▶ **Problem requirements**
Look through the data and write out every line with the word "index" in it.

▶ **Stored data**
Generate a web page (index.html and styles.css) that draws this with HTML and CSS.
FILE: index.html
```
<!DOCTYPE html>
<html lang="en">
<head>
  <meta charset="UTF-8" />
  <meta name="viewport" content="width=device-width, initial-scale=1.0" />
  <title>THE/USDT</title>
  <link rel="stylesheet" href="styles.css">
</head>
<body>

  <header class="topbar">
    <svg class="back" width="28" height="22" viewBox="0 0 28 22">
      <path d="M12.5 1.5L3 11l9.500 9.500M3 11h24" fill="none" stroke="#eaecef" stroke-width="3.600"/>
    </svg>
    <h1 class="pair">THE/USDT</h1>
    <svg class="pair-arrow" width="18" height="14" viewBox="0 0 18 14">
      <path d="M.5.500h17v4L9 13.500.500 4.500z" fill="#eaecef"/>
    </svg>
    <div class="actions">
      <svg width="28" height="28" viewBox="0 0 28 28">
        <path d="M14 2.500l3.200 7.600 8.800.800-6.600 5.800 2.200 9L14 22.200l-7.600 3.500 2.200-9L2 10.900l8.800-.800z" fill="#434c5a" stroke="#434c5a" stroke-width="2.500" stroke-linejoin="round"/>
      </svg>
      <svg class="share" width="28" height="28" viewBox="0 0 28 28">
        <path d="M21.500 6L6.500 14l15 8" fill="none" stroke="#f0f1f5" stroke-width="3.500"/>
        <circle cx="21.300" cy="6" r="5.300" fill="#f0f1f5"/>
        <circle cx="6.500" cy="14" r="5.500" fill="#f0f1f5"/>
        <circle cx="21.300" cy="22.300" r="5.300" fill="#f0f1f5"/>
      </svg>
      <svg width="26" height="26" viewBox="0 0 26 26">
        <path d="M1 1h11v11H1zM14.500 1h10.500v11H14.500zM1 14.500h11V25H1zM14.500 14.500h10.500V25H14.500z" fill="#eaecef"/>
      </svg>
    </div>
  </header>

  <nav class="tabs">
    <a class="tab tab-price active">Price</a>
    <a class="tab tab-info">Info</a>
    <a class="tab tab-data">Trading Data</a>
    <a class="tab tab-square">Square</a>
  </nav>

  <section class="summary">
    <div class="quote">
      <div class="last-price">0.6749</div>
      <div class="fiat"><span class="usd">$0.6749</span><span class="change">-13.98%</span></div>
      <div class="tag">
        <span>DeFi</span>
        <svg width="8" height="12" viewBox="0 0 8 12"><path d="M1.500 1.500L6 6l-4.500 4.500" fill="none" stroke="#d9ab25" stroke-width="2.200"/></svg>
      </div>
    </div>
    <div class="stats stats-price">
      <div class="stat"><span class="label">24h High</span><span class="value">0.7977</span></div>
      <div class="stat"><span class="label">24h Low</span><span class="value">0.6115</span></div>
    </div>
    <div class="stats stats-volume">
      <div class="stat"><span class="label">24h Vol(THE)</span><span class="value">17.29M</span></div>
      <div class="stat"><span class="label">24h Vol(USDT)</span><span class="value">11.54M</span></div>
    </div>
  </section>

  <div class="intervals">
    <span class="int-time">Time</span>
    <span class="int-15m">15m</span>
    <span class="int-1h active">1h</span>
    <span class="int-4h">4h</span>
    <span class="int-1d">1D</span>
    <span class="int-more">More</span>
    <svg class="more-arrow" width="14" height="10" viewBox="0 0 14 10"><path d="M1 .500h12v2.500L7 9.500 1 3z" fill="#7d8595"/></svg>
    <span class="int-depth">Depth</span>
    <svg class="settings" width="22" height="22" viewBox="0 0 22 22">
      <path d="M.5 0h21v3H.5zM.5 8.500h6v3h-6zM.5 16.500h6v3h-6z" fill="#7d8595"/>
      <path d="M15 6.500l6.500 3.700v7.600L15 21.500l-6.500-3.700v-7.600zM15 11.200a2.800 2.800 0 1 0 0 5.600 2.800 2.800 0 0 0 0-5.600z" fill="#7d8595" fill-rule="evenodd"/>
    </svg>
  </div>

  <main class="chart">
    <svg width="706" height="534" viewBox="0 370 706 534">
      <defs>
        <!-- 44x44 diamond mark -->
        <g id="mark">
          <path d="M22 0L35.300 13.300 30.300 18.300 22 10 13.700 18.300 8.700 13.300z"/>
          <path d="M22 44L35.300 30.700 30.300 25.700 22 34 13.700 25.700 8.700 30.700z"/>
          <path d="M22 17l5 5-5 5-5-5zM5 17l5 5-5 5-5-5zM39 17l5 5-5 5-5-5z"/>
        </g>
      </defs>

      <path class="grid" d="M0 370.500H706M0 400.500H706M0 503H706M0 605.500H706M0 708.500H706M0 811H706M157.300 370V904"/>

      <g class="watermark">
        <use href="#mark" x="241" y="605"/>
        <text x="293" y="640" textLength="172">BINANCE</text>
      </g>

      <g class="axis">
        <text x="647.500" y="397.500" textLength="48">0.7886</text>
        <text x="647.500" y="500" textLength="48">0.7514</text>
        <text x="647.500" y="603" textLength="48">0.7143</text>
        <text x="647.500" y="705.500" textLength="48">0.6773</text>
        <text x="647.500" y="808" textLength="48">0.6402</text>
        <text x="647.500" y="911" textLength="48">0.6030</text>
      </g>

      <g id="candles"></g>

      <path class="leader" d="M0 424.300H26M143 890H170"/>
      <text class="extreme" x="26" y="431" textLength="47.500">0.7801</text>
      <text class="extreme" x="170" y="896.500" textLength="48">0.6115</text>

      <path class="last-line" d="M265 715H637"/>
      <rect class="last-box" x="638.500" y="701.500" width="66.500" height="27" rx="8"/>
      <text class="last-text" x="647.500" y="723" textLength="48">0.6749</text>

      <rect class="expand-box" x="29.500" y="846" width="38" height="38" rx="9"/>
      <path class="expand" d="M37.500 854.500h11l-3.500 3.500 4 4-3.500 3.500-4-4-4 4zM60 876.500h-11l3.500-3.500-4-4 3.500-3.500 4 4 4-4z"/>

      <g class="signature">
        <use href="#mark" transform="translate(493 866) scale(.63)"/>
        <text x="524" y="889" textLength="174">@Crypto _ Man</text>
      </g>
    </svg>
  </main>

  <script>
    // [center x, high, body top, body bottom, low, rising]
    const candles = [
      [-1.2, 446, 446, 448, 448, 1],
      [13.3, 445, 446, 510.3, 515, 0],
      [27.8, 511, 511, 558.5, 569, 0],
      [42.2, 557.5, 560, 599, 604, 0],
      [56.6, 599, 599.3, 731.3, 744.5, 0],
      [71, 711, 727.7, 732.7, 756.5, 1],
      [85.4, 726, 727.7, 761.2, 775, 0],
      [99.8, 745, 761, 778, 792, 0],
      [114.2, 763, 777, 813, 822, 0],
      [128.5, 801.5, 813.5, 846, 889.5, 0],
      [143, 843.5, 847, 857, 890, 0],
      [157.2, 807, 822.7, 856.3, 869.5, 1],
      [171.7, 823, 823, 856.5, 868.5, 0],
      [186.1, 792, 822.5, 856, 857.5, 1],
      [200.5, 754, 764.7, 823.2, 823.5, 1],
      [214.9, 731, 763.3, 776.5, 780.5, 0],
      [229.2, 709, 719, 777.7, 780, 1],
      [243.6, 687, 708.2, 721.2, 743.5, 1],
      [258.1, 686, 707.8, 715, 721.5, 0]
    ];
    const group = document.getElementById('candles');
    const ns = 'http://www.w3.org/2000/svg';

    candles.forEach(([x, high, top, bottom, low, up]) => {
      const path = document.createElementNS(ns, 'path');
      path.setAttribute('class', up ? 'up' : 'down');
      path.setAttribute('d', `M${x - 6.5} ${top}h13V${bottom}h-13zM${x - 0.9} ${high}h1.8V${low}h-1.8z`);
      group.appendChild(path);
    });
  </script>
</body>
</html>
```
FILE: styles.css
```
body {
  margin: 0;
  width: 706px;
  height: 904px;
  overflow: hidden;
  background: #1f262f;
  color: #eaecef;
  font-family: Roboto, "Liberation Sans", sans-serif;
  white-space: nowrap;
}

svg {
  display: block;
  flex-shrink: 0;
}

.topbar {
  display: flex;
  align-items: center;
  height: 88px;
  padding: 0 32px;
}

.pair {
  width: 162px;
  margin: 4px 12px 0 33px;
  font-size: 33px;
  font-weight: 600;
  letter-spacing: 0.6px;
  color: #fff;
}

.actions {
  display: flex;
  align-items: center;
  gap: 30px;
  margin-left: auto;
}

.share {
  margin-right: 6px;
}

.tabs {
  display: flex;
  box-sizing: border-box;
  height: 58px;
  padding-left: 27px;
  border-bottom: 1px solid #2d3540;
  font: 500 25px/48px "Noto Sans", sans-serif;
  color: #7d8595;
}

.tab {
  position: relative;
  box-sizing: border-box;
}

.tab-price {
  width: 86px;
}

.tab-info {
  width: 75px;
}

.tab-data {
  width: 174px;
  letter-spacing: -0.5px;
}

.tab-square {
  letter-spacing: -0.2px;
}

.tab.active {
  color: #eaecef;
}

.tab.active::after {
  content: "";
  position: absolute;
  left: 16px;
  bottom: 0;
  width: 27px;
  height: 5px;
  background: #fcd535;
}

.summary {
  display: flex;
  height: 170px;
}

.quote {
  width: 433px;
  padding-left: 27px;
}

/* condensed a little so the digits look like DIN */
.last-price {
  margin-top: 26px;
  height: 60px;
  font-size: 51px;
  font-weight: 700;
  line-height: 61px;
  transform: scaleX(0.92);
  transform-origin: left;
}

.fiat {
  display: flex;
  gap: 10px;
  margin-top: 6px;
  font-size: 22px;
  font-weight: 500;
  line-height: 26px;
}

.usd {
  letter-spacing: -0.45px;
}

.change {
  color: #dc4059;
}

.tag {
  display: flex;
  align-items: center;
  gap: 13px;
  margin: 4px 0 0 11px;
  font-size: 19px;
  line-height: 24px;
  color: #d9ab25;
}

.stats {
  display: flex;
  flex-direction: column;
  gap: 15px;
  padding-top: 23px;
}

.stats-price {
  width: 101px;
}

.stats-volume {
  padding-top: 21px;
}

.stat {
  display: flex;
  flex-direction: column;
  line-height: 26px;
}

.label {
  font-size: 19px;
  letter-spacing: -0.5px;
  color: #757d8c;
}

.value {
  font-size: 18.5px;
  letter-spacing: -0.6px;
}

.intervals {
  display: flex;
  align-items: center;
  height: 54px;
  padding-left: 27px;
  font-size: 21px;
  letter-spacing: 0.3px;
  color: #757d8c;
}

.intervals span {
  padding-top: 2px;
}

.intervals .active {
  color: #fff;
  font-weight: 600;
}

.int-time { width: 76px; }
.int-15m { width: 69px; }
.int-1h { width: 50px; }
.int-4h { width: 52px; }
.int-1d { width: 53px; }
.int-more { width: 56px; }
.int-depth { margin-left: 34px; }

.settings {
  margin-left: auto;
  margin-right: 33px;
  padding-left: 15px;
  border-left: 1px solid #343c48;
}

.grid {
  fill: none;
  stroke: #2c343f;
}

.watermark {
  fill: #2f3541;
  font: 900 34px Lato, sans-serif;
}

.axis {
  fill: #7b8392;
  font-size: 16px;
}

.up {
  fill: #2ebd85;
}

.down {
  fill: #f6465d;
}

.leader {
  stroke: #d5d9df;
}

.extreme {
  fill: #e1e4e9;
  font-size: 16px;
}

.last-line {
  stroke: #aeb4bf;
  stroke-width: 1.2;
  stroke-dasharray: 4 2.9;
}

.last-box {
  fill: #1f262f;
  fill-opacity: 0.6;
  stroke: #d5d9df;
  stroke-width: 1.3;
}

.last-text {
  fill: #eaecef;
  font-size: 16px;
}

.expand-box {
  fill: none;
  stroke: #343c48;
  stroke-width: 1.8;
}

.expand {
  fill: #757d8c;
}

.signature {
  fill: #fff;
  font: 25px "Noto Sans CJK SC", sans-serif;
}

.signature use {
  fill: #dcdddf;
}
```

▶ **Task result**
Generate a web page (index.html and styles.css) that draws this with HTML and CSS.
FILE: index.html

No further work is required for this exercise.